# Torqeedo Travel 1003 - Erfahrungen?



## Romsdalangler (6. Oktober 2013)

Hallo Gemeinde,

hat jemand einen Torqeedo Travel 1003 im Gebrauch und kann mir Tipps aus der Praxis mitteilen?

Mich interessiert bei diesem Motor nicht die Geschwindigkeit sondern viel mehr wie lange man mit einer Batterie und einem Schlauchboot von drei Meter Länge an einem Angeltag klar kommt. Ich wollte den Motor hauptsächlich zum Schleppangeln auf Hecht mit Wobbler einsetzen. Ich hatte bis jetz immer einen Minn Kota und zwei Batterien von 80 Ah im Einsatz. 
Beim Torqeedo sehe ich für mich der Vorteil, dass ich keine zwei Batteiren mehr zum Wasser schleppen muß und vor allem keine Batterien mehr im Schlauchboot stehen und so mit mehr Platz im Boot ist.

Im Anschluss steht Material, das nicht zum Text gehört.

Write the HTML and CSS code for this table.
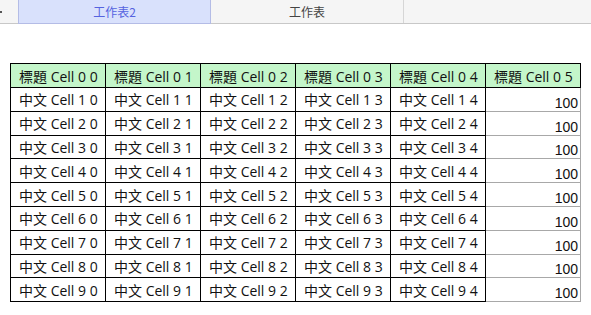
FILE: index.html
```html
<!DOCTYPE html>
<html lang="zh-Hant">
<head>
<meta charset="utf-8">
<link rel="stylesheet" href="styles.css">
</head>
<body>
<div class="tabbar">
  <div class="lead"><span class="dot"></span></div>
  <div class="tab active">工作表2</div>
  <div class="tab">工作表</div>
</div>
<div class="sheet">
<table class="grid">
  <thead>
    <tr><th>標題 Cell 0 0</th><th>標題 Cell 0 1</th><th>標題 Cell 0 2</th><th>標題 Cell 0 3</th><th>標題 Cell 0 4</th><th>標題 Cell 0 5</th></tr>
  </thead>
  <tbody>
    <tr><td>中文 Cell 1 0</td><td>中文 Cell 1 1</td><td>中文 Cell 1 2</td><td>中文 Cell 1 3</td><td>中文 Cell 1 4</td><td class="num">100</td></tr>
    <tr><td>中文 Cell 2 0</td><td>中文 Cell 2 1</td><td>中文 Cell 2 2</td><td>中文 Cell 2 3</td><td>中文 Cell 2 4</td><td class="num">100</td></tr>
    <tr><td>中文 Cell 3 0</td><td>中文 Cell 3 1</td><td>中文 Cell 3 2</td><td>中文 Cell 3 3</td><td>中文 Cell 3 4</td><td class="num">100</td></tr>
    <tr><td>中文 Cell 4 0</td><td>中文 Cell 4 1</td><td>中文 Cell 4 2</td><td>中文 Cell 4 3</td><td>中文 Cell 4 4</td><td class="num">100</td></tr>
    <tr><td>中文 Cell 5 0</td><td>中文 Cell 5 1</td><td>中文 Cell 5 2</td><td>中文 Cell 5 3</td><td>中文 Cell 5 4</td><td class="num">100</td></tr>
    <tr><td>中文 Cell 6 0</td><td>中文 Cell 6 1</td><td>中文 Cell 6 2</td><td>中文 Cell 6 3</td><td>中文 Cell 6 4</td><td class="num">100</td></tr>
    <tr><td>中文 Cell 7 0</td><td>中文 Cell 7 1</td><td>中文 Cell 7 2</td><td>中文 Cell 7 3</td><td>中文 Cell 7 4</td><td class="num">100</td></tr>
    <tr><td>中文 Cell 8 0</td><td>中文 Cell 8 1</td><td>中文 Cell 8 2</td><td>中文 Cell 8 3</td><td>中文 Cell 8 4</td><td class="num">100</td></tr>
    <tr><td>中文 Cell 9 0</td><td>中文 Cell 9 1</td><td>中文 Cell 9 2</td><td>中文 Cell 9 3</td><td>中文 Cell 9 4</td><td class="num">100</td></tr>
  </tbody>
</table>
</div>
</body>
</html>
```
FILE: styles.css
```css
html, body {
  margin: 0;
  padding: 0;
  background: #ffffff;
}
body {
  font-family: "Open Sans", "Noto Sans CJK TC", sans-serif;
  color: #111111;
}
.tabbar {
  display: flex;
  height: 23px;
  background: #f5f5f5;
  border-bottom: 1px solid #c8c8c8;
}
.lead {
  width: 18px;
  display: flex;
  align-items: center;
}
.dot {
  width: 2px;
  height: 2px;
  background: #555555;
}
.tab {
  width: 192px;
  border-right: 1px solid #d6d6d6;
  display: flex;
  align-items: center;
  justify-content: center;
  font-family: "Noto Sans CJK TC", "Open Sans", sans-serif;
  font-size: 12px;
  color: #444444;
}
.tab.active {
  width: 191px;
  background: #d9e1fc;
  border-left: 1px solid #b4bce6;
  border-right: 1px solid #b4bce6;
  border-bottom: 1px solid #b4bce6;
  margin-bottom: -1px;
  color: #5563e0;
}
.sheet {
  padding: 39px 10px 0 10px;
}
.grid {
  width: 571px;
  table-layout: fixed;
  border-collapse: collapse;
  font-size: 14px;
}
.grid th,
.grid td {
  border: 1px solid #000000;
  padding: 0 8px;
  text-align: left;
  font-weight: normal;
  white-space: nowrap;
  overflow: hidden;
  vertical-align: middle;
}
.grid thead tr {
  height: 24px;
}
.grid tbody tr {
  height: 23.8px;
}
.grid th {
  background: #c4f6ca;
}
.grid td.num {
  border-color: #a8a8a8;
  text-align: right;
  font-family: "Liberation Sans", Arial, sans-serif;
  font-size: 14px;
  vertical-align: bottom;
  padding: 0 2px 0 0;
  line-height: 16px;
}
```
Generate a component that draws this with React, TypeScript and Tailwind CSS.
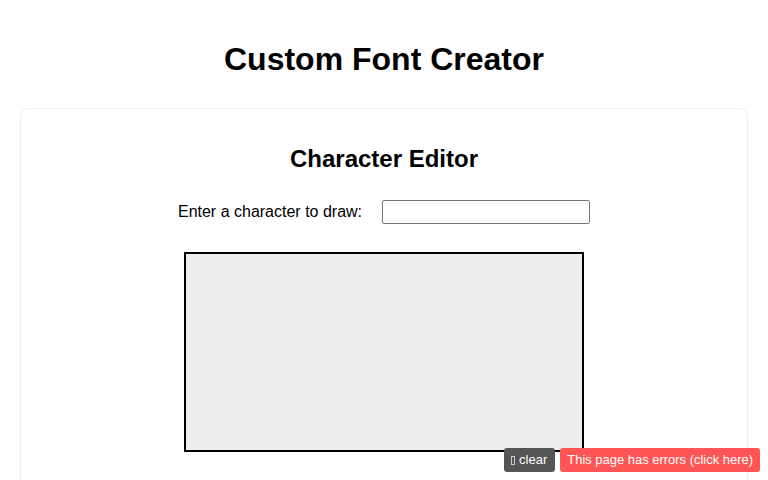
export default function App() {
  return (
    <div className="min-h-[480px] bg-white p-5 font-['Liberation_Sans',Arial,sans-serif] text-black">
      <h1 className="mt-[21px] mb-[30px] text-center text-[32px] font-bold leading-[37px]">
        Custom Font Creator
      </h1>

      {/* Editor card */}
      <div className="rounded-lg border border-[#eeeeee] px-5 pt-[36px] pb-10">
        <h2 className="text-center text-[24px] font-bold leading-[28px]">Character Editor</h2>

        <div className="mt-[27px] flex items-center justify-center gap-[20px]">
          <label className="text-base">Enter a character to draw:</label>
          <input
            type="text"
            className="h-6 w-[208px] rounded-[2px] border border-[#767676] px-1 text-sm"
          />
        </div>

        <div className="mt-[28px] flex justify-center">
          <div className="h-[200px] w-[400px] border-2 border-black bg-[#eeeeee]" />
        </div>
      </div>

      {/* Error overlay buttons */}
      <div className="fixed right-2 bottom-2 flex gap-[5px] text-[13px] leading-[24px]">
        <button className="flex items-center gap-[4px] rounded-[3px] bg-[#555555] pr-2 pl-[7px] text-white">
          <span className="inline-block h-[9px] w-[4px] border border-white/70" />
          clear
        </button>
        <button className="rounded-[3px] bg-[#ff5555] px-[7px] tracking-[-0.02px] text-white">
          This page has errors (click here)
        </button>
      </div>
    </div>
  );
}
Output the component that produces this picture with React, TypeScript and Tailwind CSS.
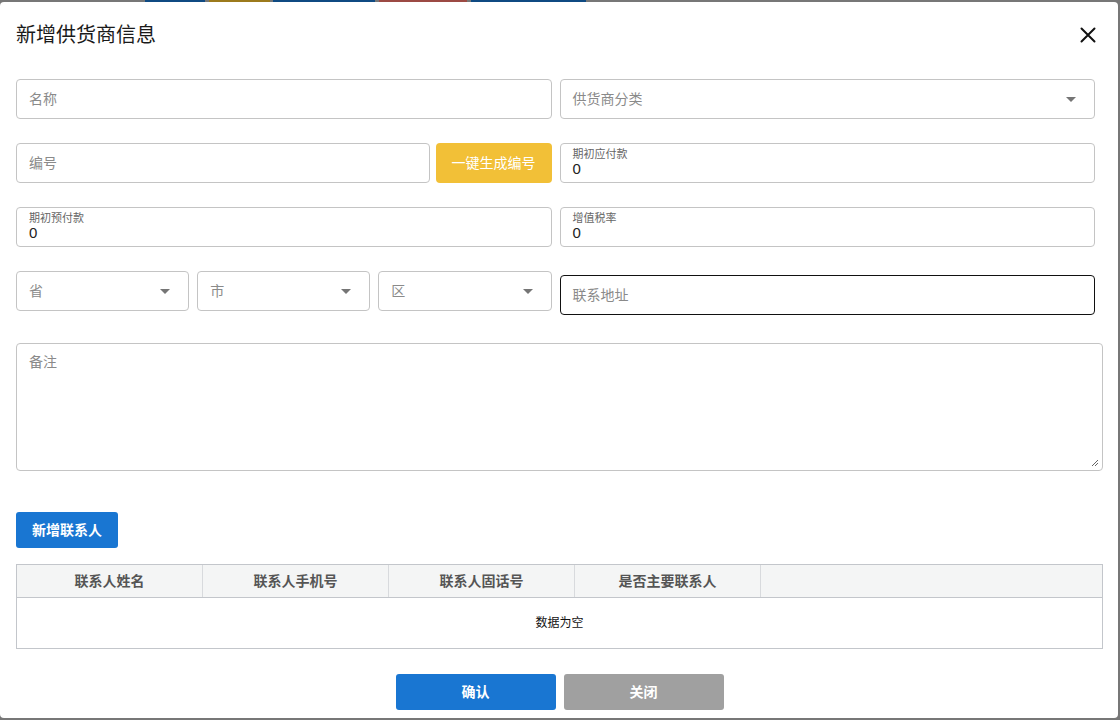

Also wenn jemand ein paar Info`s aus der Praxis hat...


----------



## mlkzander (9. Oktober 2013)

*AW: Torqeedo Travel 1003 - Erfahrungen?*

kauf dir statt dessen lieber einen 90er lifepo akku 
der hat real mehr nutzbare kapazität als deine beiden 80er zusammen

-er ist viel leichter
-er ist in 2 stunden von ganz leer wieder voll
-er ist zyklenfest 
-er hält ewig
-er hat eine sehr geringe selbstentladung

ich fahre mit der batterie und nem 45 motor gefühlte ewigkeiten...........

bootsmotoren4you.de hat den motor und das ladegerät relativ günstig


----------



## hajo_s (18. Oktober 2013)

*AW: Torqeedo Travel 1003 - Erfahrungen?*

Ich habe an meinem 3,30 Meter Schlauchboot einen Travel 1003.
Bei Schleppgeschwindigkeiten um die 3 km/h kommst Du mit einer Akkuladung fast 40 km. Bis jetzt habe ich den Akku an einem Tag auf diese Weise noch nicht leer gefahren.
Ich persönlich finde den Motor super, könnte nur bissel leiser sein.


----------



## Frankia (18. Oktober 2013)

*AW: Torqeedo Travel 1003 - Erfahrungen?*



mlkzander schrieb:


> kauf dir statt dessen lieber einen 90er lifepo akku
> der hat real mehr nutzbare kapazität als deine beiden 80er zusammen
> 
> -er ist viel leichter
> ...


 
Gestern gekauft: Gut deine Erfahrungen zu hören. :vik:


----------